スマトラ島・ジャワ島・バリ島などで主につくられており、かつてはスラウェシ島トラジャでも素朴な中に凛とした力強さが感じられる絞り布がつくられておりましたが、現在では見かけることも少なくなってきました。
また、インド北西部では「ラハリア(laharia)」や、バンダナの語源となった「バンダニ(bandhani)」といった絞り染めの布がつくられており、ターバンやベールとして使用されております。

◆ 更紗

バティックの制作風景
(インドネシア/ジャワ島のバティックづくり)

「更紗」はインド起源の染織品で、あらかじめつくられた綿や絹の平織り布に蝋や糊で線描き(防染)をして模様を描いたり、木版や金属版によって模様をプリントするなど、様々な手法で模様を表した染め物です。

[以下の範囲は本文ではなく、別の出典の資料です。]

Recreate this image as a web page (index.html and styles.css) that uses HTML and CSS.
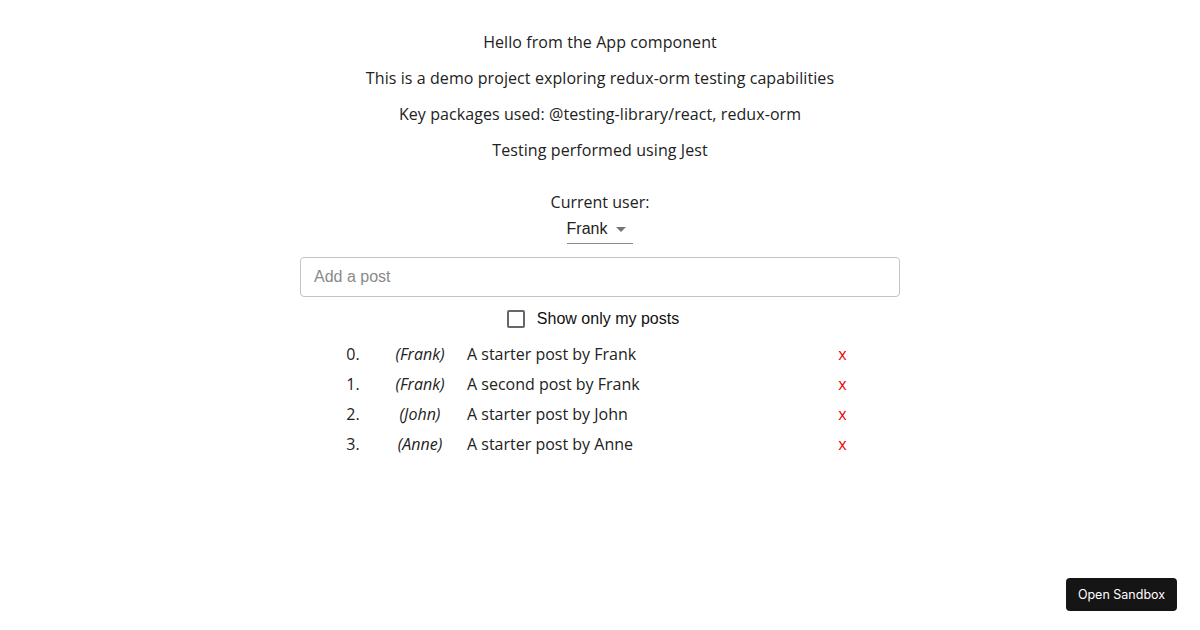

アジアでは、先に述べたインドの「インド更紗」の他、「ペルシャ更紗(ガラムカール)」「中国更紗(印花布)」「シャム更紗」「和更紗」などがあります。
また、広く織物文化が発達し、様々な手織物がつくられているインドネシアにおいて、ジャワ島では他地域と異なり“ろうけつ染め”であるバティック(batik)が主体の染織文化が花開き、「ジャワ更紗」と呼ばれ世界的に高い人気を誇っております。
その他、モン族の民族衣装に使用される藍染めのろうけつ布なども広く知られております。